A promising new partnership announced in Ohio this week will explore the use of the psychedelic compound ibogaine to treat opioid use disorder.

A promising new partnership announced in Ohio this week will explore the use of the psychedelic compound ibogaine to treat opioid use disorder (OUD). The Reaching Everyone in Distress Foundation (REID), an Ohio-based charitable organization focused on addiction, announced an emerging collaboration this week that may lead to the execution of U.S. Food and Drug Administration-approved ibogaine clinical research trials in Ohio.

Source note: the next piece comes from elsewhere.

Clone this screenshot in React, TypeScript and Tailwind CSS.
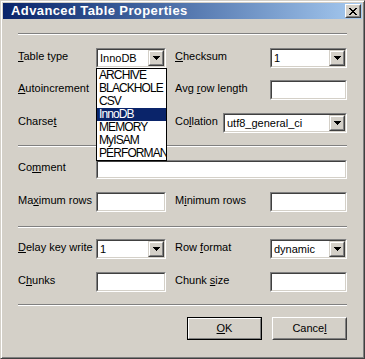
import React from 'react';

const FONT = "font-['Liberation_Sans',Arial,sans-serif]";

function Arrow() {
  return (
    <svg width="7" height="4" viewBox="0 0 7 4" shapeRendering="crispEdges">
      <rect x="0" y="0" width="7" height="1" fill="#000" />
      <rect x="1" y="1" width="5" height="1" fill="#000" />
      <rect x="2" y="2" width="3" height="1" fill="#000" />
      <rect x="3" y="3" width="1" height="1" fill="#000" />
    </svg>
  );
}

function CloseGlyph() {
  const rows = ['11000011', '01100110', '00111100', '00011000', '00111100', '01100110', '11000011'];
  return (
    <svg width="8" height="7" viewBox="0 0 8 7" shapeRendering="crispEdges">
      {rows.map((r, y) =>
        r.split('').map((c, x) => (c === '1' ? <rect key={`${x}-${y}`} x={x} y={y} width="1" height="1" fill="#000" /> : null))
      )}
    </svg>
  );
}

function DropButton() {
  return (
    <div className="w-[16px] h-full border border-t-[#d4d0c8] border-l-[#d4d0c8] border-b-[#404040] border-r-[#404040]">
      <div className="h-full border border-t-white border-l-white border-b-[#808080] border-r-[#808080] bg-[#d4d0c8] flex items-center justify-center">
        <Arrow />
      </div>
    </div>
  );
}

function Sunken({ className, children }: { className: string; children?: React.ReactNode }) {
  return (
    <div className={`${className} border border-t-[#808080] border-l-[#808080] border-b-white border-r-white`}>
      <div className="h-full border border-t-[#404040] border-l-[#404040] border-b-[#d4d0c8] border-r-[#d4d0c8] bg-white flex">
        {children}
      </div>
    </div>
  );
}

function Combo({ value, className }: { value: string; className: string }) {
  return (
    <Sunken className={className}>
      <div className="flex-1 pl-[2px] text-[11px] leading-[16px] text-black whitespace-nowrap overflow-hidden">{value}</div>
      <DropButton />
    </Sunken>
  );
}

function Label({ className, children }: { className: string; children: React.ReactNode }) {
  return <div className={`${className} text-[11px] text-black pb-[4px] whitespace-nowrap`}>{children}</div>;
}

function U({ children }: { children: React.ReactNode }) {
  return <span className="underline underline-offset-[1px]">{children}</span>;
}

function Separator({ className }: { className: string }) {
  return <div className={`${className} h-[2px] border-t border-t-[#808080] border-b border-b-white`} />;
}

const ENGINES = ['ARCHIVE', 'BLACKHOLE', 'CSV', 'InnoDB', 'MEMORY', 'MyISAM', 'PERFORMANCE_SCHEMA'];

export default function App() {
  return (
    <div className={`${FONT} w-[365px] h-[359px] bg-[#d4d0c8] border border-t-[#d4d0c8] border-l-[#d4d0c8] border-b-[#404040] border-r-[#404040] shadow-[inset_1px_1px_0_#fff,inset_-1px_-1px_0_#808080] p-[2px] flex flex-col`}>
      {/* Title bar */}
      <div className="h-[16px] bg-gradient-to-r from-[#0a246a] to-[#a6caf0] flex items-center pl-[8px] pr-[1px]">
        <div className="flex-1 text-white font-bold text-[13px] tracking-[0.4px] leading-[16px]">Advanced Table Properties</div>
        <div className="w-[16px] h-[14px] border border-t-white border-l-white border-b-[#404040] border-r-[#404040]">
          <div className="h-full border border-t-[#d4d0c8] border-l-[#d4d0c8] border-b-[#808080] border-r-[#808080] bg-[#d4d0c8] flex items-center justify-center">
            <CloseGlyph />
          </div>
        </div>
      </div>

      {/* Body */}
      <div className="pl-[15px] w-[344px] flex flex-col">
        <Separator className="mt-[14px]" />

        <div className="mt-[13px] h-[20px] flex items-center">
          <Label className="w-[78px]"><U>T</U>able type</Label>
          <div className="relative w-[70px] h-[20px]">
            <Combo value="InnoDB" className="w-[70px] h-[20px]" />
            <div className="absolute left-0 top-[20px] w-[71px] border border-black bg-white z-10">
              {ENGINES.map((e) => (
                <div
                  key={e}
                  className={`h-[13px] leading-[13px] text-[12px] tracking-[-0.9px] pl-[2px] whitespace-nowrap overflow-hidden ${e === 'InnoDB' ? 'bg-[#0a246a] text-white' : 'text-black'}`}
                >
                  {e}
                </div>
              ))}
            </div>
          </div>
          <div className="w-[9px]" />
          <Label className="w-[95px]"><U>C</U>hecksum</Label>
          <Combo value="1" className="w-[77px] h-[20px]" />
        </div>

        <div className="mt-[12px] h-[20px] flex items-center">
          <Label className="w-[78px]"><U>A</U>utoincrement</Label>
          <Sunken className="w-[70px] h-[20px]" />
          <div className="w-[9px]" />
          <Label className="w-[95px]">Avg <U>r</U>ow length</Label>
          <Sunken className="w-[77px] h-[20px]" />
        </div>

        <div className="mt-[13px] h-[20px] flex items-center">
          <Label className="w-[78px]">Charse<U>t</U></Label>
          <Combo value="" className="w-[70px] h-[20px]" />
          <div className="w-[9px]" />
          <Label className="w-[48px]">Co<U>l</U>lation</Label>
          <Combo value="utf8_general_ci" className="w-[124px] h-[20px]" />
        </div>

        <Separator className="mt-[12px]" />

        <div className="mt-[13px] h-[19px] flex items-center">
          <Label className="w-[78px]">Co<U>m</U>ment</Label>
          <Sunken className="flex-1 h-[19px]" />
        </div>

        <div className="mt-[13px] h-[20px] flex items-center">
          <Label className="w-[78px]">Ma<U>x</U>imum rows</Label>
          <Sunken className="w-[70px] h-[20px]" />
          <div className="w-[9px]" />
          <Label className="w-[95px]">M<U>i</U>nimum rows</Label>
          <Sunken className="w-[77px] h-[20px]" />
        </div>

        <Separator className="mt-[14px]" />

        <div className="mt-[11px] h-[20px] flex items-center">
          <Label className="w-[78px]"><U>D</U>elay key write</Label>
          <Combo value="1" className="w-[70px] h-[20px]" />
          <div className="w-[9px]" />
          <Label className="w-[95px]">Row <U>f</U>ormat</Label>
          <Combo value="dynamic" className="w-[77px] h-[20px]" />
        </div>

        <div className="mt-[13px] h-[20px] flex items-center">
          <Label className="w-[78px]">C<U>h</U>unks</Label>
          <Sunken className="w-[70px] h-[20px]" />
          <div className="w-[9px]" />
          <Label className="w-[95px]">Chunk <U>s</U>ize</Label>
          <Sunken className="w-[77px] h-[20px]" />
        </div>

        <Separator className="mt-[12px]" />

        <div className="mt-[11px] flex justify-end gap-[10px]">
          <button className="w-[75px] h-[23px] border border-black">
            <div className="h-full border border-t-white border-l-white border-b-[#808080] border-r-[#808080] flex items-center justify-center text-[11px] text-black">
              <U>O</U>K
            </div>
          </button>
          <button className="w-[75px] h-[23px] border border-t-white border-l-white border-b-[#404040] border-r-[#404040]">
            <div className="h-full border border-t-[#d4d0c8] border-l-[#d4d0c8] border-b-[#808080] border-r-[#808080] flex items-center justify-center text-[11px] text-black">
              Cance<U>l</U>
            </div>
          </button>
        </div>
      </div>
    </div>
  );
}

In launching the initiative, the REID Foundation announced a partnership with former Kentucky Opioid Abatement Commission Chairman Bryan Hubbard to research and raise awareness for emerging therapies such as ibogaine as potential breakthrough treatments for PTSD and opioid addiction in Ohio. REID Foundation announced that Hubbard has also been retained by ResultsOHIO within the state treasurer’s office to explore projects related to the treatment of traumatic brain injury (TBI), post-traumatic stress disorder (PTSD), and other mental health and substance use conditions.

“I’m honored to work with the REID Foundation and the people of Ohio to bring hope and healing to veterans and families being torn apart by the opioid crisis,” Hubbard said in a prepared statement. “The development of ibogaine as a treatment option for opioid-dependent individuals is a moral imperative.”

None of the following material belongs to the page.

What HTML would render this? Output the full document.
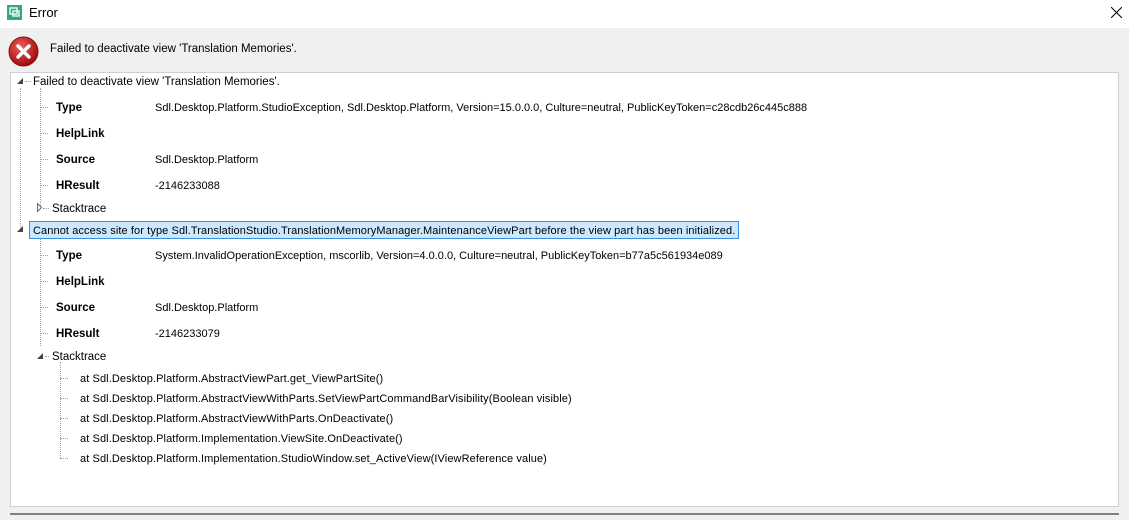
<!DOCTYPE html>
<html><head><style>
body{margin:0;width:1129px;height:520px;background:#f0f0f0;font-family:"Liberation Sans",sans-serif;font-size:11px;color:#000;position:relative;overflow:hidden}
.a{position:absolute;white-space:nowrap;line-height:14px;margin-top:1px}
.b{font-weight:bold;font-size:11.5px}
.h{position:absolute;border-top:1px dotted #a0a0a0;height:0}
.v{position:absolute;border-left:1px dotted #a0a0a0;width:0}
.s{font-size:11px;letter-spacing:0.1px}
.m{font-size:11.5px}
</style></head><body>
<div style="position:absolute;left:0;top:0;width:1129px;height:28px;background:#fff"></div>
<svg style="position:absolute;left:7px;top:5px" width="15" height="15"><rect width="15" height="15" fill="#2eaa8a"/><rect x="3" y="3" width="7" height="6" fill="none" stroke="#fff" stroke-width="1.3"/><rect x="6" y="6" width="6" height="5" fill="none" stroke="#fff" stroke-width="1.3"/></svg>
<div class="a" style="left:29px;top:5px;font-size:13px">Error</div>
<svg style="position:absolute;left:1111px;top:7px" width="11" height="11"><path d="M0 0L11 11M11 0L0 11" stroke="#000" stroke-width="1"/></svg>
<svg style="position:absolute;left:8px;top:36px" width="31" height="31"><defs><radialGradient id="g" cx="40%" cy="35%" r="65%"><stop offset="0" stop-color="#f06060"/><stop offset="1" stop-color="#a00a0a"/></radialGradient></defs><circle cx="15.5" cy="15.5" r="14.5" fill="url(#g)" stroke="#8a1010"/><path d="M10 10L21 21M21 10L10 21" stroke="#fff" stroke-width="3.4" stroke-linecap="round"/></svg>
<div class="a m" style="left:50px;top:41px">Failed to deactivate view 'Translation Memories'.</div>
<div style="position:absolute;left:10px;top:72px;width:1107px;height:433px;background:#fff;border:1px solid #c8d0d8"></div>
<div style="position:absolute;left:10px;top:513px;width:1109px;height:2px;background:#808080"></div>
<div class="v" style="left:20px;top:88px;height:142px"></div>
<div class="h" style="left:25px;top:81px;width:6px"></div>
<div class="v" style="left:40px;top:88px;height:120px"></div>
<div class="h" style="left:40px;top:107px;width:8px"></div>
<div class="h" style="left:40px;top:133px;width:8px"></div>
<div class="h" style="left:40px;top:159px;width:8px"></div>
<div class="h" style="left:40px;top:185px;width:8px"></div>
<div class="h" style="left:43px;top:208px;width:6px"></div>
<div class="v" style="left:40px;top:236px;height:110px"></div>
<div class="h" style="left:40px;top:255px;width:8px"></div>
<div class="h" style="left:40px;top:281px;width:8px"></div>
<div class="h" style="left:40px;top:307px;width:8px"></div>
<div class="h" style="left:40px;top:333px;width:8px"></div>
<div class="h" style="left:45px;top:356px;width:4px"></div>
<div class="v" style="left:60px;top:362px;height:96px"></div>
<div class="h" style="left:60px;top:378px;width:8px"></div>
<div class="h" style="left:60px;top:398px;width:8px"></div>
<div class="h" style="left:60px;top:418px;width:8px"></div>
<div class="h" style="left:60px;top:438px;width:8px"></div>
<div class="h" style="left:60px;top:458px;width:8px"></div>
<svg style="position:absolute;left:17px;top:77px" width="8" height="8"><path d="M6 1L6 7L0 7Z" fill="#444"/></svg>
<svg style="position:absolute;left:17px;top:225px" width="8" height="8"><path d="M6 1L6 7L0 7Z" fill="#444"/></svg>
<svg style="position:absolute;left:37px;top:352px" width="8" height="8"><path d="M6 1L6 7L0 7Z" fill="#444"/></svg>
<svg style="position:absolute;left:37px;top:203px" width="8" height="10"><path d="M0.5 0.5L4.5 4.5L0.5 8.5Z" fill="#fff" stroke="#666"/></svg>
<div class="a m" style="left:33px;top:74px">Failed to deactivate view 'Translation Memories'.</div>
<div class="a b" style="left:56px;top:100px">Type</div>
<div class="a" style="left:155px;top:100px">Sdl.Desktop.Platform.StudioException, Sdl.Desktop.Platform, Version=15.0.0.0, Culture=neutral, PublicKeyToken=c28cdb26c445c888</div>
<div class="a b" style="left:56px;top:126px">HelpLink</div>
<div class="a b" style="left:56px;top:152px">Source</div>
<div class="a" style="left:155px;top:152px">Sdl.Desktop.Platform</div>
<div class="a b" style="left:56px;top:178px">HResult</div>
<div class="a" style="left:155px;top:178px">-2146233088</div>
<div class="a m" style="left:52px;top:201px">Stacktrace</div>
<div style="position:absolute;left:29px;top:221px;width:708px;height:16px;background:#cce8ff;border:1px solid #3c8fd8"></div>
<div class="a" style="left:33px;top:223px;letter-spacing:0.1px">Cannot access site for type Sdl.TranslationStudio.TranslationMemoryManager.MaintenanceViewPart before the view part has been initialized.</div>
<div class="a b" style="left:56px;top:248px">Type</div>
<div class="a" style="left:155px;top:248px">System.InvalidOperationException, mscorlib, Version=4.0.0.0, Culture=neutral, PublicKeyToken=b77a5c561934e089</div>
<div class="a b" style="left:56px;top:274px">HelpLink</div>
<div class="a b" style="left:56px;top:300px">Source</div>
<div class="a" style="left:155px;top:300px">Sdl.Desktop.Platform</div>
<div class="a b" style="left:56px;top:326px">HResult</div>
<div class="a" style="left:155px;top:326px">-2146233079</div>
<div class="a m" style="left:52px;top:349px">Stacktrace</div>
<div class="a s" style="left:80px;top:371px">at Sdl.Desktop.Platform.AbstractViewPart.get_ViewPartSite()</div>
<div class="a s" style="left:80px;top:391px">at Sdl.Desktop.Platform.AbstractViewWithParts.SetViewPartCommandBarVisibility(Boolean visible)</div>
<div class="a s" style="left:80px;top:411px">at Sdl.Desktop.Platform.AbstractViewWithParts.OnDeactivate()</div>
<div class="a s" style="left:80px;top:431px">at Sdl.Desktop.Platform.Implementation.ViewSite.OnDeactivate()</div>
<div class="a s" style="left:80px;top:451px">at Sdl.Desktop.Platform.Implementation.StudioWindow.set_ActiveView(IViewReference value)</div>
</body></html>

As former head of the Kentucky Opioid Abatement Advisory Commission, Hubbard championed a plan to direct a portion of Kentucky’s proceeds from a legal settlement against opioid manufacturers toward clinical trials of ibogaine as a treatment for OUD. After more than a year of public hearings and testimony, Kentucky’s newly elected attorney general abruptly asked Hubbard to resign from that commission because of his advocacy for the initiative, and the effort was abandoned. But now, the REID Foundation has recruited Hubbard to continue his work in Ohio.

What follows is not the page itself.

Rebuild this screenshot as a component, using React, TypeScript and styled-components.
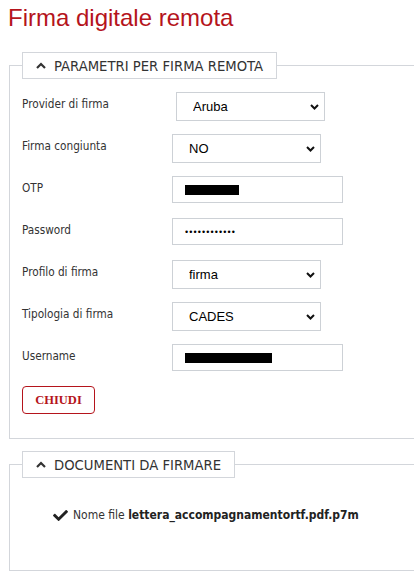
import React from 'react';
import styled, { createGlobalStyle } from 'styled-components';
import { FaCheck } from 'react-icons/fa';

const GlobalStyle = createGlobalStyle`
  html {
    overflow: hidden;
  }
  body {
    margin: 0 0 0 8px;
    background: #ffffff;
    font-family: "DejaVu Sans Condensed", "DejaVu Sans", sans-serif;
    font-stretch: condensed;
    color: #333333;
  }
`;

const Title = styled.h1`
  margin: 4px 0 0 0;
  font-family: "Liberation Sans", Arial, sans-serif;
  font-size: 24px;
  font-weight: normal;
  line-height: 28px;
  color: #b5141c;
`;

const Box = styled.fieldset<{ $top: number; $bottom: number }>`
  margin: ${(p) => p.$top}px 0 0 1px;
  box-sizing: border-box;
  min-width: 0;
  border: 1px solid #d3d6db;
  border-right: none;
  padding: 0 12px ${(p) => p.$bottom}px 12px;
`;

const Legend = styled.legend`
  display: flex;
  align-items: center;
  gap: 8px;
  height: 27px;
  box-sizing: border-box;
  border: 1px solid #d3d6db;
  padding: 0 13px 0 13px;
  margin: 0;
  font-size: 14.7px;
  color: #333333;
`;

const Caret = styled.svg`
  width: 10px;
  height: 7px;
`;

const Form = styled.div`
  margin-top: 13px;
`;

const Row = styled.div`
  display: grid;
  grid-template-columns: 150px auto;
  height: 42px;
  align-items: start;
`;

const Label = styled.label`
  font-size: 11.7px;
  line-height: 24px;
  color: #333333;
`;

const SelectWrap = styled.div<{ $shift?: number }>`
  position: relative;
  width: 149px;
  height: 29px;
  margin-left: ${(p) => p.$shift || 0}px;
`;

const Select = styled.select`
  appearance: none;
  width: 100%;
  height: 100%;
  box-sizing: border-box;
  border: 1px solid #cdd1d6;
  border-radius: 0;
  background: #ffffff;
  padding: 0 0 0 16px;
  font-family: "Liberation Sans", Arial, sans-serif;
  font-size: 13px;
  color: #000000;
  outline: none;
`;

const Arrow = styled.svg`
  position: absolute;
  right: 6px;
  top: 12px;
  width: 9px;
  height: 6px;
  pointer-events: none;
`;

const FieldBox = styled.div`
  display: flex;
  align-items: center;
  width: 171px;
  height: 27px;
  box-sizing: border-box;
  border: 1px solid #cdd1d6;
  background: #ffffff;
  padding: 0 12px;
`;

const Redacted = styled.span<{ $w: number }>`
  display: block;
  width: ${(p) => p.$w}px;
  height: 10px;
  margin-top: 1px;
  background: #000000;
`;

const PasswordInput = styled.input`
  width: 171px;
  height: 27px;
  box-sizing: border-box;
  border: 1px solid #cdd1d6;
  padding: 0 12px;
  font-family: "Liberation Sans", Arial, sans-serif;
  font-size: 9px;
  letter-spacing: 1.1px;
  color: #000000;
  outline: none;
`;

const CloseButton = styled.button`
  width: 73px;
  height: 28px;
  border: 1px solid #b5141c;
  border-radius: 4px;
  background: #ffffff;
  color: #b5141c;
  font-family: "Liberation Serif", "Times New Roman", serif;
  font-weight: bold;
  font-size: 12.5px;
  padding: 0;
`;

const FileLine = styled.div`
  display: flex;
  align-items: center;
  gap: 4px;
  margin: 28px 0 0 30px;
  font-size: 12px;
  line-height: 18px;
  color: #333333;
  svg {
    width: 17px;
    height: 15px;
    color: #222222;
  }
  b {
    color: #222222;
  }
`;

function SelectField({ value, options, shift }: { value: string; options: string[]; shift?: number }) {
  return (
    <SelectWrap $shift={shift}>
      <Select defaultValue={value}>
        {options.map((o) => (
          <option key={o}>{o}</option>
        ))}
      </Select>
      <Arrow viewBox="0 0 9 6">
        <path d="M1 1 L4.5 4.5 L8 1" fill="none" stroke="#111" strokeWidth="2" />
      </Arrow>
    </SelectWrap>
  );
}

function UpCaret() {
  return (
    <Caret viewBox="0 0 10 7">
      <path d="M1 6 L5 2 L9 6" fill="none" stroke="#333" strokeWidth="2.2" />
    </Caret>
  );
}

function App(): React.ReactElement {
  return (
    <>
      <GlobalStyle />
      <Title>Firma digitale remota</Title>
      <Box $top={20} $bottom={24}>
        <Legend>
          <UpCaret />
          PARAMETRI PER FIRMA REMOTA
        </Legend>
        <Form>
          <Row>
            <Label>Provider di firma</Label>
            <SelectField value="Aruba" options={['Aruba', 'Infocert']} shift={4} />
          </Row>
          <Row>
            <Label>Firma congiunta</Label>
            <SelectField value="NO" options={['NO', 'SI']} />
          </Row>
          <Row>
            <Label>OTP</Label>
            <FieldBox>
              <Redacted $w={54} />
            </FieldBox>
          </Row>
          <Row>
            <Label>Password</Label>
            <PasswordInput type="password" defaultValue="xxxxxxxxxxxx" />
          </Row>
          <Row>
            <Label>Profilo di firma</Label>
            <SelectField value="firma" options={['firma']} />
          </Row>
          <Row>
            <Label>Tipologia di firma</Label>
            <SelectField value="CADES" options={['CADES', 'PADES']} />
          </Row>
          <Row>
            <Label>Username</Label>
            <FieldBox>
              <Redacted $w={87} />
            </FieldBox>
          </Row>
          <CloseButton>CHIUDI</CloseButton>
        </Form>
      </Box>
      <Box $top={12} $bottom={46}>
        <Legend>
          <UpCaret />
          DOCUMENTI DA FIRMARE
        </Legend>
        <FileLine>
          <FaCheck />
          <span>
            Nome file <b>lettera_accompagnamentortf.pdf.p7m</b>
          </span>
        </FileLine>
      </Box>
    </>
  );
}

export default App;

The collaboration aims to pair the REID Foundation and ResultsOHIO, a public-private partnership, “pay-for-success” framework within the treasurer’s office. ResultsOHIO requires private financiers to pay upfront costs for promising new projects but allows later public reimbursement of some expenditures only if the project yields verifiable results. In this case, the targeted result will be the emergence of a highly effective new treatment to aid individuals in overcoming opioid addiction.

Ibogaine is a psychedelic compound found in the Central African iboga shrub. Early research shows it may be far more effective than available treatments for OUD and may allow individuals to overcome both physical dependency and psychological addiction with as little as one treatment. A new study published in the journal Nature showed ibogaine can be safely administered under medical care to treat brain injury and PTSD.

As chair of the Kentucky commission charged with distributing opioid settlement funds, Hubbard spent about a year holding public hearings and allowing experts to testify on the prospective benefits of ibogaine. Hubbard had hoped to allocate around $42 million, or around 5% of Kentucky’s share of settlement funds toward a public-private partnership that would conduct FDA-supervised trials of ibogaine.

Coleman’s termination of Kentucky’s ibogaine initiative was a major blow to activists who were hopeful there could be a more effective treatment for loved ones suffering from opioid use disorder. The news of REID and Hubbard’s work in Ohio sends a clear message that some policymakers are eager to pursue the promise of unconventional therapies to address the opioid crisis.